Traditional techniques used to analyze mercury in nutraceuticals involve a sample digestion step after which they are analyzed on CVAA or ICP-MS. Although effective, sample preparation requires man power, equipment, handling and disposing large amounts of acid and takes hours for completion. Alternatively, the US EPA developed a method 7473 for rapid determination of mercury in solids and aqueous samples without sample prep. This method uses an integrated sequence of thermal decomposition followed by catalytic conversion, amalgamation and atomic absorption spectrophotometry.
A direct mercury analyzer (DMA-80 Tri-Cell) from Milestone Inc. was used for this experiment. The instrument was configured to sequentially process up to 40 samples placed on the auto-sampler. The autosampler automatically aligned and accommodated quartz (1500uL) and nickel (500mg) sample boats. All the components of the DMA-80 instrument were contained in a closed system to ensure that the samples were not exposed to outside interferences. Oxygen is used as a carrier gas at 65psi pressure and a flow rate of 7L/hour.
The DMA can be calibrated using aqueous standards or Standard Reference Materials (SRM). The DMA-80 used for this experiment had a tri-cell spectrophotometer and covered a dynamic range of 0.0015-1200ng Hg. Each cell was calibrated using different volumes of 1ppm and 0.1ppm stock solutions, prepared from an NIST traceable 1000ppm stock solution (VHG Labs).
EXPERIMENT AND RESULTS
To test the efficiency of the DMA-80, three commonly available nutraceutical samples – Valerian root, Ginkgo Biloba and Glucosamine chondroitin were spiked by a solution having a mean mercury concentration of ~10.2ppb and were run in the instrument to test for spike recoveries. Also, Gingko SRM 3248 was analyzed to test if its mercury concentration falls in the NIST certified range.v
|SAMPLE||CONC (PPB)||EXPECTED CONC (PPB)||RECOVERY %|
|Valerian Root Spiked||15.5589||15.0197||103.59%|
|Gingko Biloba Spiked||12.8810||12.3287||104.48%|
|Glucosamine Chondroitin Spiked||12.4578||11.8567||105.07%|
|Gingko SRM 3248||0.2609||0.271+/-0.034||96.27%|
The concentrations mentioned in (Table 1) are mean values obtained after running duplicates for each sample.

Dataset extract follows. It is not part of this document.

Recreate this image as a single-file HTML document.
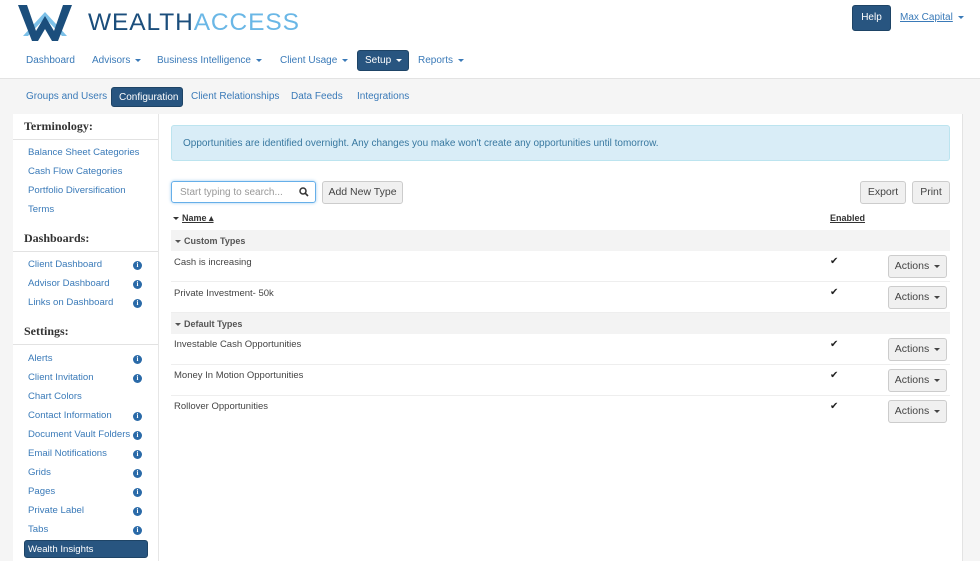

The two concentrations obtained for the Ginkgo SRM – 3248 were 0.2544 ppb and 0.2673 ppb. These concentrations were not only in the certified range of mercury concentration but also had an RSD of 0.05% which represented the accuracy and reproducibility of the DMA-80 at low mercury concentrations. The recovery data mentioned in the table above suggests efficient spike recoveries. A nutraceutical testing laboratory is required to analyze different matrices accurately and quickly while keeping operating costs under control. The DMA-80 is an excellent tool as it yields results in ~6min/sample and proves to be proficient, matrix-independent and cost effective while completely eliminating the challenges of sample preparation posed by conventional mercury analysis techniques.